Basically, the whole morning I was like this…
It was about lunchtime now, so we decided it was time to venture over into the midst of stuff going on at the Millennium Centre and get some food. It was extremely busy, so we put our names in at a pizza place with a 45 min wait and then wander about, taking pics and looking in the Millennium Centre gift shop.
Also, since we were by the water, I thought to myself, ‘I wonder if the back door to Torchwood is around here…’ and so we walk towards the water, under the foot-bridge, turn right and there it is! Only, there’s stuff all over it. It turns out people have made the wall there into a huge shrine to a certain character on Torchwood. There’s all sorts of mementos, fan art, gifts and some downright weird shit on this wall. I won’t spoil it for you if you don’t want to know who, but if you do….. CLICK HERE!!
So we ate our lunch of pizza, which was decent, and then decided to head to Cardiff Castle. On the way we saw a Mr Whippy truck, and Kathleen said they were good so stopped and had some.
We all rode the bus back over by the train station, because Cardiff Castle is nearby. This is where Kathleen left us as she still had a few more days in Cardiff and didn’t want to do everything all in one day.
Our first castle!
About Cardiff Castle: The original motte and bailey castle was built in the late 11th century by Norman invaders on top of a 3rd-century Roman fort. The Norman Keep is still there, and there’s even still bits of the wall from the Roman times.

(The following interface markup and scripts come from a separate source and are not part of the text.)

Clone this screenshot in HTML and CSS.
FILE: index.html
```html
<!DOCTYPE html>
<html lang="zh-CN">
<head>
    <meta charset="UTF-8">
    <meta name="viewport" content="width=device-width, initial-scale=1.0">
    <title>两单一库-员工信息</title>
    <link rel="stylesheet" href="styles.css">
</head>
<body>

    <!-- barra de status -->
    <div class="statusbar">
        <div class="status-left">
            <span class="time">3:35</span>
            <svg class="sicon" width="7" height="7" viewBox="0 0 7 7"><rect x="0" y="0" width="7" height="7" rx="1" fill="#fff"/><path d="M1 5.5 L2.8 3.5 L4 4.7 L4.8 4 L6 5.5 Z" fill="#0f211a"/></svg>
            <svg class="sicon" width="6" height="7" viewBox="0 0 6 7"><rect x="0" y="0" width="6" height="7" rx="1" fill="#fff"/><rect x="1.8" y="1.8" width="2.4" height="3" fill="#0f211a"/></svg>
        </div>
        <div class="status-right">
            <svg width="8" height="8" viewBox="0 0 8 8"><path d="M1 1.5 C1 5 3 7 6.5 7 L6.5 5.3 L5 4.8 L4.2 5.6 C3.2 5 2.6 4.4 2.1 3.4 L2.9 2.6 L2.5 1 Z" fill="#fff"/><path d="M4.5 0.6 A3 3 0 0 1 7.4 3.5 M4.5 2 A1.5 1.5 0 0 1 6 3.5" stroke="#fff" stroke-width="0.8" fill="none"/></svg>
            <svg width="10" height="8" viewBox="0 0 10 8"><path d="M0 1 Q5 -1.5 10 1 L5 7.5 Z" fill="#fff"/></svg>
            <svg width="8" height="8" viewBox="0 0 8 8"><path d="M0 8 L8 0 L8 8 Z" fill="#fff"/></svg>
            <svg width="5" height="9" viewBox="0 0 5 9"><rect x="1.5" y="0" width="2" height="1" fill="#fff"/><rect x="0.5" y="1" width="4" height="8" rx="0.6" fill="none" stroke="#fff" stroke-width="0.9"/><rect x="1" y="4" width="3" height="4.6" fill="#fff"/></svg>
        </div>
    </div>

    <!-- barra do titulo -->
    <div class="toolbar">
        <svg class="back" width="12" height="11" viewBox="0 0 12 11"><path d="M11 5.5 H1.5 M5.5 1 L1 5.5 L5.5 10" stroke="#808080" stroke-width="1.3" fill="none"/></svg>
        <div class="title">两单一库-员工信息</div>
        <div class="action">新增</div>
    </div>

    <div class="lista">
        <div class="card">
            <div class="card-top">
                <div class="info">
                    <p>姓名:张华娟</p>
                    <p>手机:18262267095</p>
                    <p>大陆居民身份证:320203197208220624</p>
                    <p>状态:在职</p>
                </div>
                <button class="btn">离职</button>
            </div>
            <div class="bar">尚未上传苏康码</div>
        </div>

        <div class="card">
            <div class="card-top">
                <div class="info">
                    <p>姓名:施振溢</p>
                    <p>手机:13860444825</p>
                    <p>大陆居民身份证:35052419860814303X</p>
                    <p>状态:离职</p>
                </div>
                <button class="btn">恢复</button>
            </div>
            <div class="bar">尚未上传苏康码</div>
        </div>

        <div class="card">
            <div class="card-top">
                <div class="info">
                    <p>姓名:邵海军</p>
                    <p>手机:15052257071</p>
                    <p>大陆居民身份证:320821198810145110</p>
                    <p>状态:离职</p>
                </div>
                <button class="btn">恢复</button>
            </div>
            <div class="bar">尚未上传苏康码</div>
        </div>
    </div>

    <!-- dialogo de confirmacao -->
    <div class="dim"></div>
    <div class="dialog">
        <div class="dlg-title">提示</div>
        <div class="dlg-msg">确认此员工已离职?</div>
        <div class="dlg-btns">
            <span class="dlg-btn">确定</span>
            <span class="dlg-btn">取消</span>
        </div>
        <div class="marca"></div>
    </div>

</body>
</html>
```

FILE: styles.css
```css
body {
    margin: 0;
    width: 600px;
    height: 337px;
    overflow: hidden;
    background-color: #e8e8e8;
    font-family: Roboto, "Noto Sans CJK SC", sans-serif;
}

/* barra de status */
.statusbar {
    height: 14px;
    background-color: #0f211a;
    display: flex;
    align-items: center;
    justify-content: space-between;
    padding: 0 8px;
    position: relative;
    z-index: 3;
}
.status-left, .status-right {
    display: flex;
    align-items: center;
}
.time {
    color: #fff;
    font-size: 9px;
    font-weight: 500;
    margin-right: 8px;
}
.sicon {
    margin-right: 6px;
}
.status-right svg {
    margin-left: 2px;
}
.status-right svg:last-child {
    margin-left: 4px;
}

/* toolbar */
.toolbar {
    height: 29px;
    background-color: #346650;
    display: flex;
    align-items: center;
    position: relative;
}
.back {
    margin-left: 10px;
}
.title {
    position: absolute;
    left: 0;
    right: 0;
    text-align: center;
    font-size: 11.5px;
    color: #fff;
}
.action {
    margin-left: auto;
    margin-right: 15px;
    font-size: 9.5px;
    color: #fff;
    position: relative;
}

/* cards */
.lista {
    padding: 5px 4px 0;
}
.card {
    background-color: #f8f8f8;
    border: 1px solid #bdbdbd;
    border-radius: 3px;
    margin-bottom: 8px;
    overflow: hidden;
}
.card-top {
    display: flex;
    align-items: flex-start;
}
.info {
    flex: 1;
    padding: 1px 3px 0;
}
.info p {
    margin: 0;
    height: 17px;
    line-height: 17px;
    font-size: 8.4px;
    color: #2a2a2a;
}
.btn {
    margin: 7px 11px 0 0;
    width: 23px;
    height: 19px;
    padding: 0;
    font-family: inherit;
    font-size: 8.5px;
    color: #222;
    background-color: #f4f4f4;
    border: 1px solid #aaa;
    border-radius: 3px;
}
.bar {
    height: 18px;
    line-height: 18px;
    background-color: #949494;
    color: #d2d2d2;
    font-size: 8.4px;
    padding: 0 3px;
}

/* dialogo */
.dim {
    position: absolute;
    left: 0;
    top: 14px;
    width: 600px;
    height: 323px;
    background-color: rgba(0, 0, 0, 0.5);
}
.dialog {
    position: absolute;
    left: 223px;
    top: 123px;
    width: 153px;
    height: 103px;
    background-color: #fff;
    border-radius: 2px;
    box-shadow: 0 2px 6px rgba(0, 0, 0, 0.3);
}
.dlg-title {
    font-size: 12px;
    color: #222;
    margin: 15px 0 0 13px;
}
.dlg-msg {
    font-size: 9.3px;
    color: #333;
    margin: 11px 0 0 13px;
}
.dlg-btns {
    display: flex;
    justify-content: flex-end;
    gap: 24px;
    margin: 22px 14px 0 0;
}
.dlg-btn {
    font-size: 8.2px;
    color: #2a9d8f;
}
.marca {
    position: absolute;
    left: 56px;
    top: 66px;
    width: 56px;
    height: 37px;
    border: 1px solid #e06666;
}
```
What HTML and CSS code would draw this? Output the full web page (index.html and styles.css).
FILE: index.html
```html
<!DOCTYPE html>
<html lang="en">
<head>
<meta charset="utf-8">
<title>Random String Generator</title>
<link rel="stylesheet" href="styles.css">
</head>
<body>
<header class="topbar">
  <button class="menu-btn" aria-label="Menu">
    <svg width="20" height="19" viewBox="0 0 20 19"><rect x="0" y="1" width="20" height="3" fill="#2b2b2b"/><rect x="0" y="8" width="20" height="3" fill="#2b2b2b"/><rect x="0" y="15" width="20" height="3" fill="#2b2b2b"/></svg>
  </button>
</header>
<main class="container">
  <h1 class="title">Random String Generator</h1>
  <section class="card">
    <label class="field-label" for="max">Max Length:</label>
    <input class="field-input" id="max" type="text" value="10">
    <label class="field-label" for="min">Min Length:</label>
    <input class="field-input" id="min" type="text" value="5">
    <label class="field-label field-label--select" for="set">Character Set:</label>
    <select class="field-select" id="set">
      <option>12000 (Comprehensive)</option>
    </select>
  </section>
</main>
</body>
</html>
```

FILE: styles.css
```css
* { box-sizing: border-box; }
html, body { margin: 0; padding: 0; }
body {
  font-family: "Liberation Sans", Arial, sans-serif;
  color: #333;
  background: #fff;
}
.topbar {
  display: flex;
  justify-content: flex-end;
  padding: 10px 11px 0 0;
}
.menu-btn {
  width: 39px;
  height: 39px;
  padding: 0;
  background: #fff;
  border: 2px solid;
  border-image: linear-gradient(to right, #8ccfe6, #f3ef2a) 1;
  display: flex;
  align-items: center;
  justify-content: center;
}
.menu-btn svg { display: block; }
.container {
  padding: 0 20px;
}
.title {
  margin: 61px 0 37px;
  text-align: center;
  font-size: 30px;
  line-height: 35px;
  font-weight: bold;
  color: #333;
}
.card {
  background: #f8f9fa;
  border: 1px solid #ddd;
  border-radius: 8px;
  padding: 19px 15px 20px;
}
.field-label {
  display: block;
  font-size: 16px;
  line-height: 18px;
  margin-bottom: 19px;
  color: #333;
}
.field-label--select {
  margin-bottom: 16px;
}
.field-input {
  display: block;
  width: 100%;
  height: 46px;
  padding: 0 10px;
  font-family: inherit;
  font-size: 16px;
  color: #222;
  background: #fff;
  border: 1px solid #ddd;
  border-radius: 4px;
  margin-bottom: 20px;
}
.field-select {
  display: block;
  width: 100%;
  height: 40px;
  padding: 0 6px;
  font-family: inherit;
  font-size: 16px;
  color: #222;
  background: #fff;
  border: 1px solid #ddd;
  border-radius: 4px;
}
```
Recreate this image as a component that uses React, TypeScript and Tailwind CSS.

Cardiff Castle was repeatedly involved in the conflicts between the Anglo-Normans and the Welsh, being attacked several times in the 12th century, and stormed in 1404 during the revolt of Owain Glyndŵr. The third Marquess, John Crichton-Stuart, inherited his family’s fortune (including the castle) at 6 months old. As an adult, he used this fortune for extensive renovations of the castle in a Gothic revival style by architect William Burges. The resulting interior designs are considered to be amongst “the most magnificent that the gothic revival ever achieved“.
During WW II, the castle was used as shelter for air raids, able to hold 1,800 people. When the fourth Marquess died in 1947, the castle was given to the people of the city of Cardiff (emphasis on ‘people’).
Now, this wasn’t here when we were there, but it’s a cool pic, so I’m including it!
After the castle, we stopped at a few shops across the street, including a comic book store and a Welsh craft store featuring an extensive collection of Love Spoons.
During our walk back to the train station, I saw this weird street art.
We got back to our hotel room that evening and we’d put a Do Not Disturb sign on the door handle, but the hotel left a bag with fresh towels, toiletries and provisions at the door for us. I thought that was rather nice of them, and kindof wish more hotels would do that!
So now that we’re back in our room where there’s WiFi, I check on our travel arrangements for the next day (the big train day). We’re supposed to take a First Great Western train to London (back to my favorite, Paddington station), then ride the underground to St Pancras International station and catch a Eurostar to Brussels, then a couple of Deutsche Bahn trains down to Stuttgart.
That was the plan, anyway……
I’m scrolling through my email and I see one with the subject line “Rail Strike Action in Germany 5th -10th May”. So of course I have a surge of panic, thinking WTF! as I try to read through this email.
Basically, for Deutsche Bahn “many trains are likely to experience disruption and may be cancelled”.
It’s around 9pm at this point, and rather than settling in for sleep, I’m now on emergency planning mode. I require food and drink. Inquiring at the front desk, there are no vending machines in the hotel (WTF? Why not?), but there’s a convenience store a few blocks down. Oh yeah, it’s also raining, so that’s fun, too. So we make our way down to the shop and grab a few things. As I’m trying to pay at the single self-checkout, I’m getting an indeterminate error with my card. The cashier manning the manual check-out is thinking I haven’t swiped my card yet, and we’re trying to explain from a bit of a distance with growing line behind me.
So the cashier finally transfers our transaction over to his machine and gets it to work. He theorized that the self-checkout didn’t like my card being from overseas. Sounds likely, but I’m just internally flustered and don’t care about the reason.
So, back in our hotel room, wet clothes set out to dry, I hunker down to find us a new way to Stuttgart. Basically, if we do nothing and chance it, we could be stranded in Brussels. I have little luck finding any alternate trains from Brussels to Stuttgart that even kindof fit in our time frame. I’m figuring everyone else that had train tickets had an 8 hour head start on rescheduling and nothing is available. Now when I check out the DB Bahn site, it already says the first train from Brussels is cancelled. I guess that decides that. In my head I’m like this…
So I start thinking alternatives. I find a reasonably cheap flight from London Gatwick directly to Stuttgart on an airline I’ve never heard of (but what do I know about European airlines?). I book it, even though I realize this means we’ll likely just be eating the cost of the Eurostar trip from London to Brussels (why would they give me a refund because another rail company had a strike?).
And poor Jon is sitting there while I’m in frazzled ‘don’t talk to me until I get this figured out’ mode. I normally like planning, but not this last minute on a deadline kind of planning. This is why I bought tickets in advance, ya know? And who strikes on a schedule like that?!
Ugh, so anyway, new plans are made, and we’re actually due to land in Stuttgart about the same time the train would have arrived, so at least in that aspect we aren’t losing any time there. Now I can sleep.